Stifel Financial Corp. operates 184 offices in 31 states and the District of Columbia through its principal subsidiary, Stifel Nicolaus and Company, Inc., and 3 European offices through Stifel Nicolaus Limited. Stifel Nicolaus provides securities brokerage, investment banking, trading, investment advisory, commercial and retail banking and related financial services to individual investors, professional money managers, businesses, and municipalities. Stifel Bank & Trust offers a full range of consumer and commercial lending solutions. To learn more about Stifel, please visit the Company's web site at www.stifel.com.

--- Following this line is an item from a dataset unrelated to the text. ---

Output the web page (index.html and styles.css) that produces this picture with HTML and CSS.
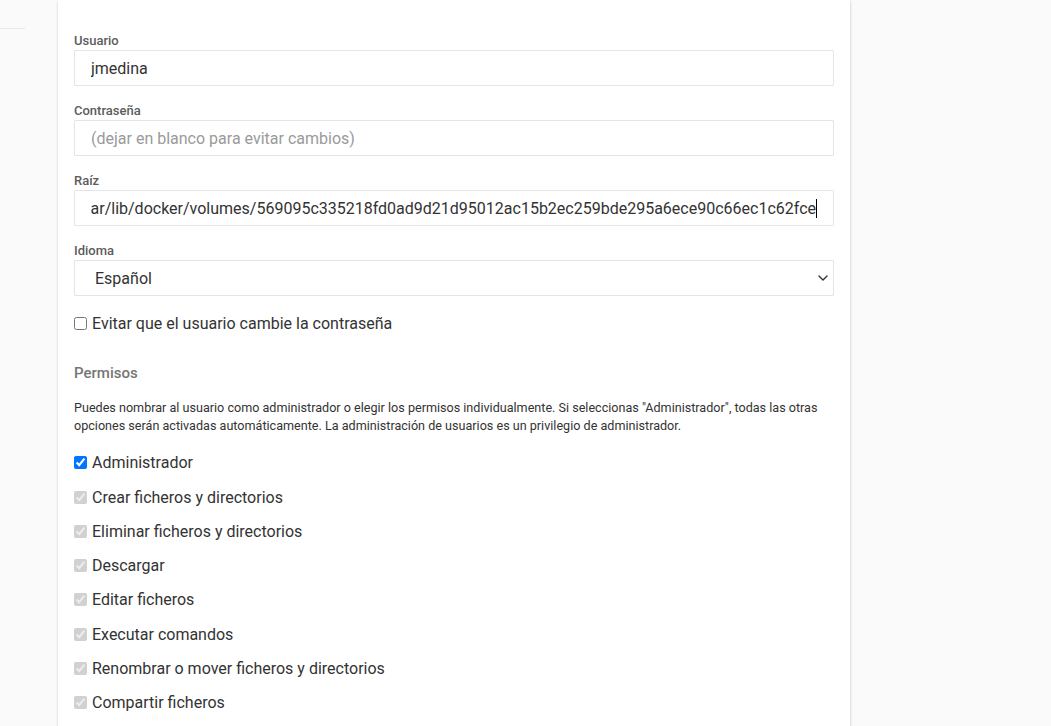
FILE: index.html
```html
<!DOCTYPE html>
<html lang="es">
<head>
<meta charset="utf-8">
<title>Usuario</title>
<link rel="stylesheet" href="styles.css">
</head>
<body>
<div class="page">
  <aside class="side"><div class="side-rule"></div></aside>
  <main class="card">
    <div class="field">
      <label class="label" for="u">Usuario</label>
      <input id="u" class="input" type="text" value="jmedina">
    </div>
    <div class="field">
      <label class="label" for="p">Contraseña</label>
      <input id="p" class="input" type="password" placeholder="(dejar en blanco para evitar cambios)">
    </div>
    <div class="field">
      <label class="label">Raíz</label>
      <div class="input input-scroll"><div class="scroll-clip"><span class="scroll-text">/var/lib/docker/volumes/569095c335218fd0ad9d21d95012ac15b2ec259bde295a6ece90c66ec1c62fce</span><span class="caret"></span></div></div>
    </div>
    <div class="field">
      <label class="label" for="l">Idioma</label>
      <div class="select-wrap">
        <select id="l" class="input select"><option>Español</option></select>
        <svg class="chevron" width="10" height="6" viewBox="0 0 10 6" aria-hidden="true"><path d="M1 1 L5 5 L9 1" fill="none" stroke="#333" stroke-width="1.4" stroke-linecap="round" stroke-linejoin="round"/></svg>
      </div>
    </div>
    <p class="check check--lead"><input class="box" type="checkbox">Evitar que el usuario cambie la contraseña</p>
    <h3 class="section-title">Permisos</h3>
    <p class="small">Puedes nombrar al usuario como administrador o elegir los permisos individualmente. Si seleccionas "Administrador", todas las otras opciones serán activadas automáticamente. La administración de usuarios es un privilegio de administrador.</p>
    <p class="check"><input class="box" type="checkbox" checked>Administrador</p>
    <p class="check"><input class="box" type="checkbox" checked disabled>Crear ficheros y directorios</p>
    <p class="check"><input class="box" type="checkbox" checked disabled>Eliminar ficheros y directorios</p>
    <p class="check"><input class="box" type="checkbox" checked disabled>Descargar</p>
    <p class="check"><input class="box" type="checkbox" checked disabled>Editar ficheros</p>
    <p class="check"><input class="box" type="checkbox" checked disabled>Executar comandos</p>
    <p class="check"><input class="box" type="checkbox" checked disabled>Renombrar o mover ficheros y directorios</p>
    <p class="check"><input class="box" type="checkbox" checked disabled>Compartir ficheros</p>
  </main>
</div>
</body>
</html>
```

FILE: styles.css
```css
html, body {
  margin: 0;
  background: #fafafa;
  font-family: Roboto, "Liberation Sans", Arial, sans-serif;
  color: #333;
  overflow: hidden;
}

.page {
  display: flex;
  align-items: flex-start;
  height: 726px;
}

.side {
  width: 58px;
  flex: none;
}

.side-rule {
  width: 25px;
  height: 28px;
  border-bottom: 1px solid #e9e9e9;
}

.card {
  width: 792px;
  flex: none;
  box-sizing: border-box;
  background: #fff;
  box-shadow: 0 1px 3px rgba(0, 0, 0, 0.06), 0 1px 2px rgba(0, 0, 0, 0.12), 1px 0 3px rgba(0, 0, 0, 0.05);
  padding: 33px 16px 40px;
  min-height: 900px;
}

.field {
  margin-bottom: 17px;
}

.label {
  display: block;
  font-size: 13px;
  line-height: 15px;
  font-weight: 500;
  color: #5c5c5c;
  margin-bottom: 2px;
}

.input {
  display: block;
  width: 100%;
  height: 36px;
  box-sizing: border-box;
  padding: 8px 16px;
  border: 1px solid rgba(0, 0, 0, 0.1);
  border-radius: 1.6px;
  background: #fff;
  font-family: Roboto, "Liberation Sans", Arial, sans-serif;
  font-size: 16px;
  color: #333;
  outline: none;
}

.input::placeholder {
  color: #9a9a9a;
}

.input-scroll {
  padding-top: 0;
  padding-bottom: 0;
}

.scroll-clip {
  display: flex;
  justify-content: flex-end;
  align-items: center;
  height: 34px;
  overflow: hidden;
  white-space: nowrap;
}

.scroll-text {
  flex: none;
  line-height: 19px;
}

.caret {
  flex: none;
  width: 0;
  height: 19px;
  border-left: 1px solid #000;
}

.select-wrap {
  position: relative;
}

.select {
  -webkit-appearance: none;
  appearance: none;
  padding: 0 30px 0 20px;
}

.chevron {
  position: absolute;
  right: 6px;
  top: 15px;
  pointer-events: none;
}

.check {
  margin: 16px 0;
  font-size: 16px;
  line-height: 18.3px;
  color: #333;
}

.check--lead {
  margin-top: 19px;
}

.box {
  margin: 0 5px 0 0;
  width: 13px;
  height: 13px;
  vertical-align: -1px;
}

.section-title {
  margin: 31px 0 0;
  font-size: 15px;
  line-height: 18px;
  font-weight: 500;
  color: #757575;
}

.small {
  margin: 17px 0 19px;
  font-size: 12.6px;
  line-height: 18px;
  color: #333;
}
```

Forward-Looking Statements

This press release contains certain statements that may be deemed to be "forward-looking statements" within the meaning of Section 27A of the Securities Act of 1933 and Section 21E of the Securities Exchange Act of 1934.  All statements in this press release not dealing with historical results are forward-looking and are based on various assumptions.  The forward-looking statements in this press release are subject to risks and uncertainties that could cause actual results to differ materially from those expressed in or implied by the statements.  Factors that may cause actual results to differ materially from those contemplated by such forward-looking statements include, among other things, the following possibilities:  the ability to successfully integrate the acquired companies; a material adverse change in the financial condition,; the risk of borrower, depositor and other customer attrition; a change in general business and economic conditions; changes in the interest rate environment, deposit flows, loan demand, real estate values, and competition; changes in accounting principles, policies or guidelines; changes in legislation and regulation; other economic, competitive, governmental, regulatory, geopolitical, and technological factors affecting the companies' operations, pricing, and services; and other risk factors referred to from time to time in filings made by Stifel with the Securities and Exchange Commission.  Forward-looking statements speak only as to the date they are made.  Stifel does not undertake to update forward-looking statements to reflect circumstances or events that occur after the date the forward-looking statements are made. Stifel disclaims any intent or obligation to update these forward-looking statements.